[Set task]:
Of all the lines in the material below, how many include the string "with"? Give the number only.

[Data provided]:
## Start

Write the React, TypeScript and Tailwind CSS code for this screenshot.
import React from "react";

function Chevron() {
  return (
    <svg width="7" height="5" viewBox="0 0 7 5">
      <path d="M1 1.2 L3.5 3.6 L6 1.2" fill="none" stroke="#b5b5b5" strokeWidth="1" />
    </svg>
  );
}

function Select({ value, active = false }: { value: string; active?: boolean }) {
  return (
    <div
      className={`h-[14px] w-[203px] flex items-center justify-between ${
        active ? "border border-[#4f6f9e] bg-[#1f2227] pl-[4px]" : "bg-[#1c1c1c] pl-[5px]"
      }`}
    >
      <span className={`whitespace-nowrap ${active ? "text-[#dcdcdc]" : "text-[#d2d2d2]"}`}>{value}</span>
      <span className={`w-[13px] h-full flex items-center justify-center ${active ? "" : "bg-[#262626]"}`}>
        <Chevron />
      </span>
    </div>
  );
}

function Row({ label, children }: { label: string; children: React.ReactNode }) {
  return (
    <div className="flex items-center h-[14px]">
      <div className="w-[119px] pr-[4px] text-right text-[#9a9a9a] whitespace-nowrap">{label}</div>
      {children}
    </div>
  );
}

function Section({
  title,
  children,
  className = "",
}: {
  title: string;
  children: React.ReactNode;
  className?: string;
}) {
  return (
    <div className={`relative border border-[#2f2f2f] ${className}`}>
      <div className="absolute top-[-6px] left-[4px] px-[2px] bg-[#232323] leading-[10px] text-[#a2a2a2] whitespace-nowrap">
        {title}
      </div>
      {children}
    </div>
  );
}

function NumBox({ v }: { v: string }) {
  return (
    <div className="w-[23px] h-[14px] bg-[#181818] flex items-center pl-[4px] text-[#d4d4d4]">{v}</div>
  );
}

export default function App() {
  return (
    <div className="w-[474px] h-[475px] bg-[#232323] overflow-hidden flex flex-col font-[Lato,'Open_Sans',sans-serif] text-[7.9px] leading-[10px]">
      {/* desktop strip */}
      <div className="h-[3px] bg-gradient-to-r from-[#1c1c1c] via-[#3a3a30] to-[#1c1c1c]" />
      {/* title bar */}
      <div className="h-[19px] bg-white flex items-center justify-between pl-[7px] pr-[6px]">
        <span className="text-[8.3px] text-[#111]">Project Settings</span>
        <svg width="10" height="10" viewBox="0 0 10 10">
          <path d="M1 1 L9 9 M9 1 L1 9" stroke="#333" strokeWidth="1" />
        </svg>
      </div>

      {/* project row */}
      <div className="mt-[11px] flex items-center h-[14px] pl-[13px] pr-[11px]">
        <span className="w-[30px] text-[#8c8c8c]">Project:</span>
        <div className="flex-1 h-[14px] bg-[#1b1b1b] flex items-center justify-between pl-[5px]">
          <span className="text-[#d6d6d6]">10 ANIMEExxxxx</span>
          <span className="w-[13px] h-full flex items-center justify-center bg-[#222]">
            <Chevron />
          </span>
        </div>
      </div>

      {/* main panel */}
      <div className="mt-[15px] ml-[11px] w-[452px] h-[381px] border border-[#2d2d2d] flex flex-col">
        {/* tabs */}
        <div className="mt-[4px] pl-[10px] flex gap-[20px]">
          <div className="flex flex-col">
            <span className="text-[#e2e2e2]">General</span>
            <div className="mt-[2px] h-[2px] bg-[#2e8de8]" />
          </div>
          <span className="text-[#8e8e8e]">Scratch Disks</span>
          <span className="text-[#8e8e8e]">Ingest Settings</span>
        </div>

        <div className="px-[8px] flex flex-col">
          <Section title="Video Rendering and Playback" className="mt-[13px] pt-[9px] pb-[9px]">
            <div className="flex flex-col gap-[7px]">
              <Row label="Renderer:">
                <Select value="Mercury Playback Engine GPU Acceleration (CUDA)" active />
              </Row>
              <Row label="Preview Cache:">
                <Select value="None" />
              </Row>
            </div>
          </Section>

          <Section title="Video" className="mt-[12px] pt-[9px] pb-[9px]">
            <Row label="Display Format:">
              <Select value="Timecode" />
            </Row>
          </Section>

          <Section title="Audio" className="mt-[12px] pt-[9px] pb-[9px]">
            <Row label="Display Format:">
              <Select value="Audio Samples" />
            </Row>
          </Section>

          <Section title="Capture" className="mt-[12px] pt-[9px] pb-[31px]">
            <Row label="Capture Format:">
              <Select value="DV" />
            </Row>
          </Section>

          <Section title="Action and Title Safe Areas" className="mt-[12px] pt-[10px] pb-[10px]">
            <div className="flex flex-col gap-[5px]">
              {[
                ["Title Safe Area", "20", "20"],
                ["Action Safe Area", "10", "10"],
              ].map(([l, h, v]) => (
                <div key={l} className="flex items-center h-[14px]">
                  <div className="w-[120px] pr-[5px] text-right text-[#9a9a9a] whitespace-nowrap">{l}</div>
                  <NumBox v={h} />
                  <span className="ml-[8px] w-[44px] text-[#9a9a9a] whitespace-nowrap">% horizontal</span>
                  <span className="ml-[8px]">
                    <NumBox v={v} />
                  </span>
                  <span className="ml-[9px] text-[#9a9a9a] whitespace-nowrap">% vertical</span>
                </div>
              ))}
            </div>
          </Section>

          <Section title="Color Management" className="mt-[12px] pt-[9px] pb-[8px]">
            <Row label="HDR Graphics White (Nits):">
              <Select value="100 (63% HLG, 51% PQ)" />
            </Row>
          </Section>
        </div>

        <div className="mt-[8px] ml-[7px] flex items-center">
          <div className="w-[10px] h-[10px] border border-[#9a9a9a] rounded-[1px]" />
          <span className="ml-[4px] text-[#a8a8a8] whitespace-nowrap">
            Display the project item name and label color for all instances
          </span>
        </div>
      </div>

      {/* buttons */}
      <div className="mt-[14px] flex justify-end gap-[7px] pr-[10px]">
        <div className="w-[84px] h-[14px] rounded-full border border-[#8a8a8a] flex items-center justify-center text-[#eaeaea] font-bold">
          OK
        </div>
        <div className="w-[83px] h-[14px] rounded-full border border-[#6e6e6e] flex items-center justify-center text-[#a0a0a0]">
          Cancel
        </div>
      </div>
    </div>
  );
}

## End
## Start

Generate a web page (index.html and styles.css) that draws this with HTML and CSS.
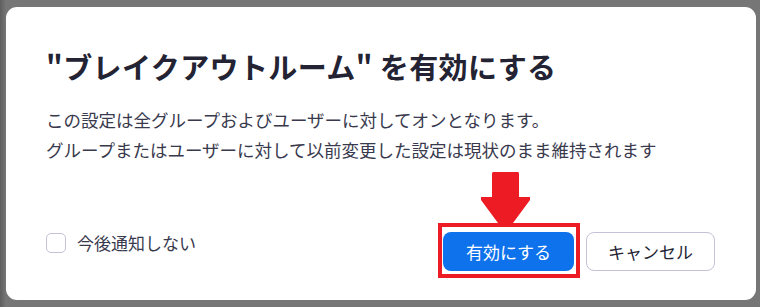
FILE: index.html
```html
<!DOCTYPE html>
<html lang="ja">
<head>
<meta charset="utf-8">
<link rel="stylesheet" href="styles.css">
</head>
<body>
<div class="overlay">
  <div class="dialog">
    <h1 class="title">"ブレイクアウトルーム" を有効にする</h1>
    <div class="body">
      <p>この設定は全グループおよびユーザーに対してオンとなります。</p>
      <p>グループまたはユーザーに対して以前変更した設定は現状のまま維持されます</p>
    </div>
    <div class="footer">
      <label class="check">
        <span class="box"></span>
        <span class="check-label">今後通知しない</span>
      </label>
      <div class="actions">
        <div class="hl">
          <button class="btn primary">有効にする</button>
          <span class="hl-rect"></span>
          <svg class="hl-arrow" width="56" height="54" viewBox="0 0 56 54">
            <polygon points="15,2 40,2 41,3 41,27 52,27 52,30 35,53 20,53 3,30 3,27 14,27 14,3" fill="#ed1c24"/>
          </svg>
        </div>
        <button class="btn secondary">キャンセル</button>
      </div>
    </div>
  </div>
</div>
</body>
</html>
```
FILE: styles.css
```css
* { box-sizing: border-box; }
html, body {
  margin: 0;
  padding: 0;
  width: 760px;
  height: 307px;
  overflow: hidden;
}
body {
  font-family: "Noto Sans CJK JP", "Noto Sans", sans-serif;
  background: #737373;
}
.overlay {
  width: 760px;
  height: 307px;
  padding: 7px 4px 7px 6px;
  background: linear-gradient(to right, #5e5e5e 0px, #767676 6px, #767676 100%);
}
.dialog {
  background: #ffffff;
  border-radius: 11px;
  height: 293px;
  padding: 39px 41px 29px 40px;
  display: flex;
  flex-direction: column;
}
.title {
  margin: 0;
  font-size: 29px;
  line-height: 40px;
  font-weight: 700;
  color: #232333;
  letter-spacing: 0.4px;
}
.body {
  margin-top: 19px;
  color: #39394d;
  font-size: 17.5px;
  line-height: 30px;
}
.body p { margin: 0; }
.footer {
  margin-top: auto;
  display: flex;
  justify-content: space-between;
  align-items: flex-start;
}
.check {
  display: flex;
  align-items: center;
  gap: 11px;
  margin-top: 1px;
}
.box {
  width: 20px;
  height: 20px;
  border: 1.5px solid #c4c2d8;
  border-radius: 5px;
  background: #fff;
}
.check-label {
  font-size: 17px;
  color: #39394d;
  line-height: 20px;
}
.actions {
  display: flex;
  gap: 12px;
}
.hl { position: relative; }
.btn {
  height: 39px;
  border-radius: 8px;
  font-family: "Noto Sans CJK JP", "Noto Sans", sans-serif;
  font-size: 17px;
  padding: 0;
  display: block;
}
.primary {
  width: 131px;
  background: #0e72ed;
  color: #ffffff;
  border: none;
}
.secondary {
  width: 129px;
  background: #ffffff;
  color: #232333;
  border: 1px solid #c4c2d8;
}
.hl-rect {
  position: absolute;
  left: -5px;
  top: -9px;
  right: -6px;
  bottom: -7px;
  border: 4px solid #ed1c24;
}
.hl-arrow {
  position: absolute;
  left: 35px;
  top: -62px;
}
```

## End
## Start

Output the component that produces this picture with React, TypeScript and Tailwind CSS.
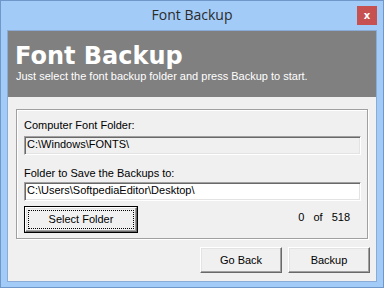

## End

[Solution]:
2